Many armours incorporate a padded panel over the shoulders which is attached to the watagami. In the cheapest armours that incorporate this feature, this padding is a simple U-shaped section along the shoulders. More extensive versions include small brigandine wings extending out over the tips of the shoulders, and a standing brigandine collar to protect the back of the neck. Other than this shock-absorbing piece, there is no padding on Japanese armour.
Solid dō are generally lined with a layer of thin leather that is glued down and lacquered into place. Dō are made of scale are not typically so lined, however. Many cheaper armours are lined with heavy cloth or brocade glued into place. These linings are the last thing done, so all the lacing is finished and the fittings installed before the lining is set in place. Only the cheapest armours are left bare.
The lining is only for the body of the dō. It does not include the kanagu mawari, which have been (if required) lined before assembly.
To keep things straight, I should clarify a point of terminology. When I speak of “sets” of kusazuri, I refer to vertical rows of tassets. When I speak of “lames,” I refer to the individual plates in a set. A dō may have five sets of kusazuri with four lames; that is, five tassets ringing the body, each with four hanging plates.
There is no set rule as to the number of sets of kusazuri, or of lames. The lower the number of lames, the cheaper the armour. Retainer armours will have as a rule three or four lames, while armour for the rank and file will have five and (rarely) six. Most commonly an armour will have six or seven sets. If there is an odd number, the odd kusazuri is, of course, front and center protecting the goolies. One feature of the yukinoshita dō is the extreme number of narrow sets—often eleven.
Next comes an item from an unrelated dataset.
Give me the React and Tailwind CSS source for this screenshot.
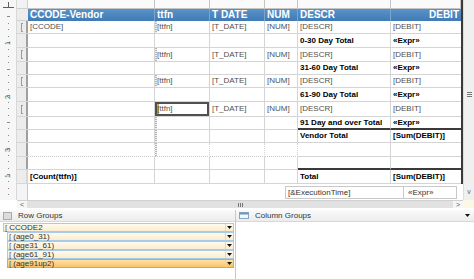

Retainer-grade armours will have the yurugi ito (suspensory lacing) in sugake. All other armours will typically have kebiki-laced yurugi ito, even when the rest of the armour is laced in sugake odoshi. The yurugi ito is 4"-6" long; in ō-yoroi, however, the yurugi ito is no longer than any other row of suspensory lacing.
One alternative to suspensory lacing which appeared in the latter half of the sixteenth century is the suspensory panel. A leather panel or a lightly padded cloth faced in mail takes the place of the yurugi ito. Occasionally, a few rows of odoshige would be run in-and-out down each panel as an accent, to give the impression of lacing.
Another feature appearing about this same time is the removable kusazuri. Instead of being suspended directly from the dō, the kusazuri hang from a narrow belt of leather that is itself attached to the dō at several spots by pairs of ties going through small holes. Sakakibara Kōzan considered removable kusazuri to be a practical feature, given that it made armours easier to stow, and that they made it easier to ford shallow rivers by simply removing the kuzazuri so they wouldn’t get soaked.
The kusazuri shown above-left exhibits both the afore-mentioned features: it is both removable, and uses a mail-clad panel for suspension.
The most noticeable decoration on many armours seen in films (notably Shōgun) is a dinner-plate-sized display of the owner’s crest on the front of the dō. In fact, this is common, but only on retainer armours, in which case the crest is that of their clan or lord. Samurai of rank—who could afford more distinctive armour—were generally identified by their helmet style, their helmet crests, or even their own personal standards carried into battle by a well-trained flunkie. Many surviving retainer-grade armours display this feature; no daimyō armours do.
The color of the plates and the lacing are the truest form of “decoration” on Japanese armour. Contrary to an oft-repeated chestnut, the color of the lacing does not say anything about the owner or his intentions. If that were the case, he must perforce be expected to have several suits of armour at all times, with different colors of lacing (today I feel fierce, today I expect to die...) or have to figure a way to unlace and relace armour from day to day without taking everything apart.